On endosse ce régime de gouvernement et cette bêtise pandémique ; on les arbore en sous-cutané.
Le vaccin appelle le pass et le pass répond au vaccin, comme mode de tri, de vérification de celles et ceux qui se sont sagement comportés, et comme mode de punition des autres. Quiconque s’avise de dévier de la ligne droite est aussitôt rejeté comme hérétique ; c’est vrai dans les récits médiatiques, mais c’est vrai également dans les familles, sur les lieux de travail, dans les écoles, …
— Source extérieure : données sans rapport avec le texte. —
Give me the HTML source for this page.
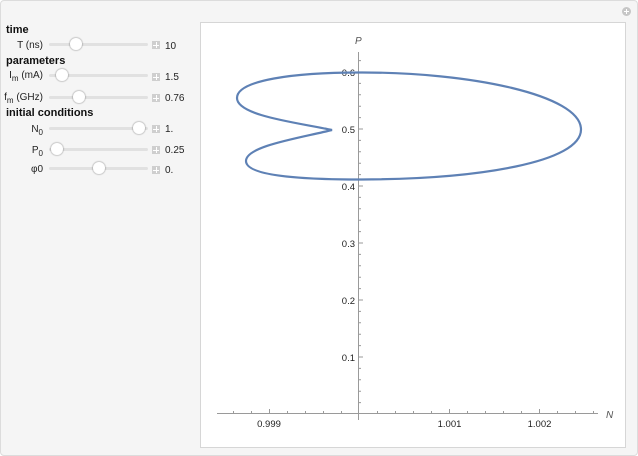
<!DOCTYPE html>
<html><head><meta charset="utf-8"><style>
html,body{margin:0;padding:0;background:#fff;}
body{width:638px;height:456px;position:relative;overflow:hidden;font-family:"Liberation Sans",sans-serif;}
.panel{position:absolute;left:0;top:0;width:636px;height:454px;background:#f5f5f5;border:1px solid #dcdcdc;border-radius:4px;}
.plot{position:absolute;left:200px;top:22px;width:424px;height:424px;background:#fff;border:1px solid #d6d6d6;}
.h{position:absolute;left:6px;font-size:11px;font-weight:bold;color:#111;}
.lab{position:absolute;font-size:10px;color:#222;text-align:right;width:40px;left:3px;}
.lab sub{font-size:8px;vertical-align:-3px;}
.track{position:absolute;left:49px;width:99px;height:3px;background:#e1e1e1;border-radius:2px;}
.thumb{position:absolute;width:12px;height:12px;border-radius:50%;background:#fff;box-shadow:0 0 1px 1px rgba(0,0,0,0.18);}
.plus{position:absolute;left:152px;width:8px;height:8px;background:#cfcfcf;}
.plus:before{content:"";position:absolute;left:1px;top:3.5px;width:6px;height:1px;background:#fff;}
.plus:after{content:"";position:absolute;left:3.5px;top:1px;width:1px;height:6px;background:#fff;}
.val{position:absolute;left:165px;font-size:10px;color:#222;}
.gear{position:absolute;left:622px;top:7px;width:9px;height:9px;border-radius:50%;background:#c6c6c6;}
.gear:before{content:"";position:absolute;left:2px;top:4px;width:5px;height:1px;background:#fff;}
.gear:after{content:"";position:absolute;left:4px;top:2px;width:1px;height:5px;background:#fff;}
</style></head><body>
<div class="panel"></div>
<div class="gear"></div>
<div class="plot"></div>

<div class="h" style="top:24px">time</div>
<div class="lab" style="top:40px">T (ns)</div>
<div class="track" style="top:43px"></div><div class="thumb" style="left:70px;top:38px"></div>
<div class="plus" style="top:41px"></div><div class="val" style="top:41px">10</div>

<div class="h" style="top:55px">parameters</div>
<div class="lab" style="top:70px">I<sub>m</sub> (mA)</div>
<div class="track" style="top:74px"></div><div class="thumb" style="left:56px;top:69px"></div>
<div class="plus" style="top:73px"></div><div class="val" style="top:72px">1.5</div>

<div class="lab" style="top:92px">f<sub>m</sub> (GHz)</div>
<div class="track" style="top:96px"></div><div class="thumb" style="left:73px;top:91px"></div>
<div class="plus" style="top:94px"></div><div class="val" style="top:93px">0.76</div>

<div class="h" style="top:107px">initial conditions</div>
<div class="lab" style="top:124px">N<sub>0</sub></div>
<div class="track" style="top:127px"></div><div class="thumb" style="left:133px;top:122px"></div>
<div class="plus" style="top:125px"></div><div class="val" style="top:124px">1.</div>

<div class="lab" style="top:145px">P<sub>0</sub></div>
<div class="track" style="top:148px"></div><div class="thumb" style="left:51px;top:143px"></div>
<div class="plus" style="top:146px"></div><div class="val" style="top:145px">0.25</div>

<div class="lab" style="top:164px">φ0</div>
<div class="track" style="top:167px"></div><div class="thumb" style="left:93px;top:162px"></div>
<div class="plus" style="top:166px"></div><div class="val" style="top:165px">0.</div>

<svg width="638" height="456" style="position:absolute;left:0;top:0" xmlns="http://www.w3.org/2000/svg">
<g stroke="#9a9a9a" stroke-width="1" fill="none">
<path d="M358.5,52 V420 M217,413.5 H598"/>
<path d="M358,402.6h3M358,391.2h3M358,379.8h3M358,368.4h3M358,345.6h3M358,334.2h3M358,322.8h3M358,311.4h3M358,288.6h3M358,277.2h3M358,265.8h3M358,254.4h3M358,231.6h3M358,220.2h3M358,208.8h3M358,197.4h3M358,174.6h3M358,163.2h3M358,151.8h3M358,140.4h3M358,117.6h3M358,106.2h3M358,94.8h3M358,83.4h3M358,60.6h3"/>
<path d="M358,357h5M358,300h5M358,243h5M358,186h5M358,129h5M358,72h5"/>
<path d="M233.5,413v-2M251.5,413v-2M287.5,413v-2M305.5,413v-2M323.5,413v-2M341.5,413v-2M377.5,413v-2M395.5,413v-2M413.5,413v-2M431.5,413v-2M467.5,413v-2M485.5,413v-2M503.5,413v-2M521.5,413v-2M557.5,413v-2M575.5,413v-2M593.5,413v-2"/>
<path d="M269.5,413v-4M449.5,413v-4M539.5,413v-4"/>
</g>
<g font-family="Liberation Sans,sans-serif" font-size="9.5" fill="#222" text-anchor="end">
<text x="355" y="76">0.6</text><text x="355" y="133">0.5</text><text x="355" y="190">0.4</text>
<text x="355" y="247">0.3</text><text x="355" y="304">0.2</text><text x="355" y="361">0.1</text>
</g>
<g font-family="Liberation Sans,sans-serif" font-size="9.5" fill="#222" text-anchor="middle">
<text x="269" y="427">0.999</text><text x="449.5" y="427">1.001</text><text x="539.5" y="427">1.002</text>
</g>
<g font-family="Liberation Sans,sans-serif" font-size="10" fill="#555" font-style="italic">
<text x="355" y="44">P</text><text x="606" y="418">N</text>
</g>
<path d="M359,72.5 C470,72 581,95 581,129.5 C581,162 480,179 362,179.5 C295,179.5 246,175 246,161 C246,146 300,138 332,130 C300,123 237,116 237,98 C237,80 295,72.5 359,72.5 Z" fill="none" stroke="#5e81b5" stroke-width="2.2"/>
</svg>
</body></html>
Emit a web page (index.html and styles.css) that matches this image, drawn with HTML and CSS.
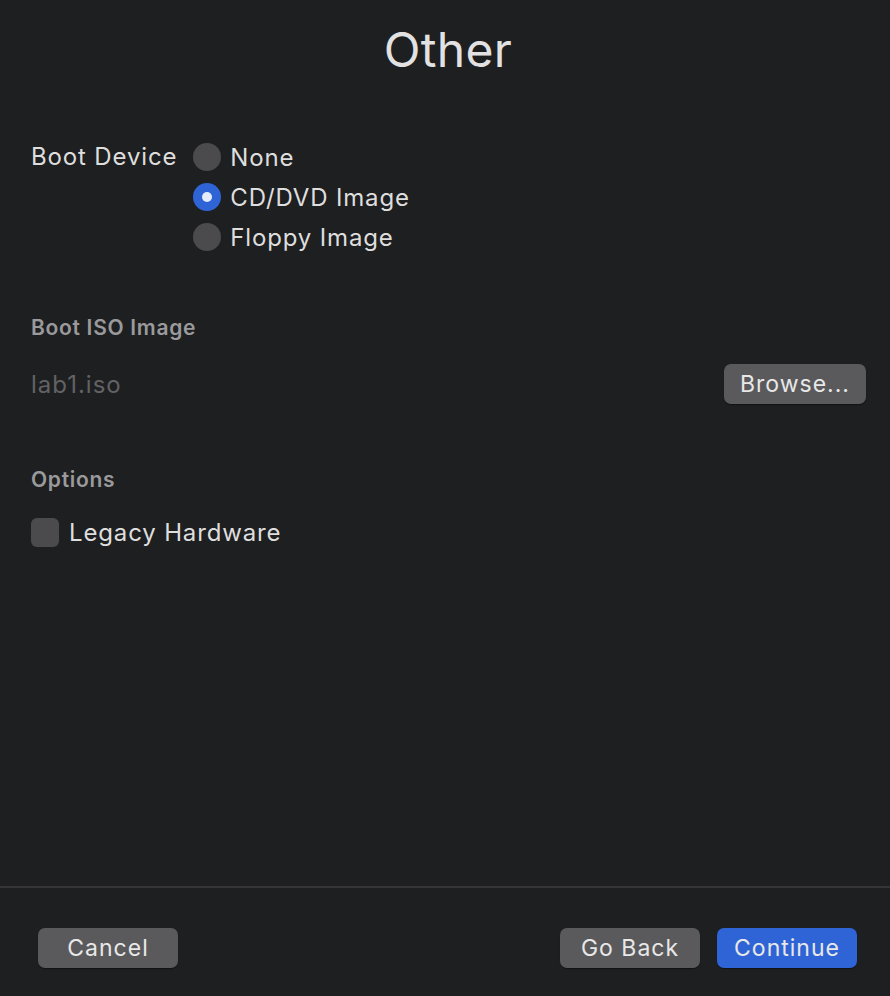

On me reprochera de dramatiser un petit peu et on n’aura pas tort. Je cherche ici à rationaliser ce qui crie en moi depuis le début de cette pandémie et qui me rend fou. Ce rejet, par mes tripes et par toutes les fibres de ma peau, de l’ordre qui s’installe et de son spectacle ; et la grande sensation d’impuissance qui m’habite, face à cette trame grotesque.
La situation pandémique est comme un avis de gros grain, une tempête qui souffle sur nos sociétés. Ce n’est en rien une « catastrophe naturelle » ; si l’événement covid devient une catastrophe, c’est parce qu’elle vient se greffer sur une époque et un certain état de délabrement de nos sociétés vieillissantes.
À cette condition, la pandémie pouvait devenir catastrophe. En témoignent tous les pays du globe – j’en ai visité quelques-uns cet été – où on ne fait pas tout un fromage du covid ; sans doute par manque de lait et de ferments. Il est des endroits où on a mieux à faire ou moins à perdre.
Alors, chez nous, il y a un avis de tempête. Que voulez-vous faire face à une tempête ? Il faut faire le dos rond. Ne pas s’échiner à lutter contre l’événement, parce qu’il est trop puissant. Le Zarathoustra de Nietzsche donne ce conseil « à ses ennemis et à tout ce qui crache et vomit : “Gardez-vous de cracher contre le vent !” »
En revanche faut apprendre à ne pas se laisser obséder, posséder par ce qui arrive, à ne pas vouloir que ça change massivement – parce que ça n’arrivera pas. Personnellement, j’y parviens très mal et très péniblement, et cela me demande beaucoup d’énergies.
Alors, à tort ou à raison (la vérité n’est pas ici mon affaire), parfois je refuse d’acquiescer. Je refuse de consentir, de me plier, de me courber. Je puise de la force dans ces refus, j’y trouve des prises dans une époque qui en manque cruellement.
C’est une façon parmi d’autres de composer avec le temps qu’il fait.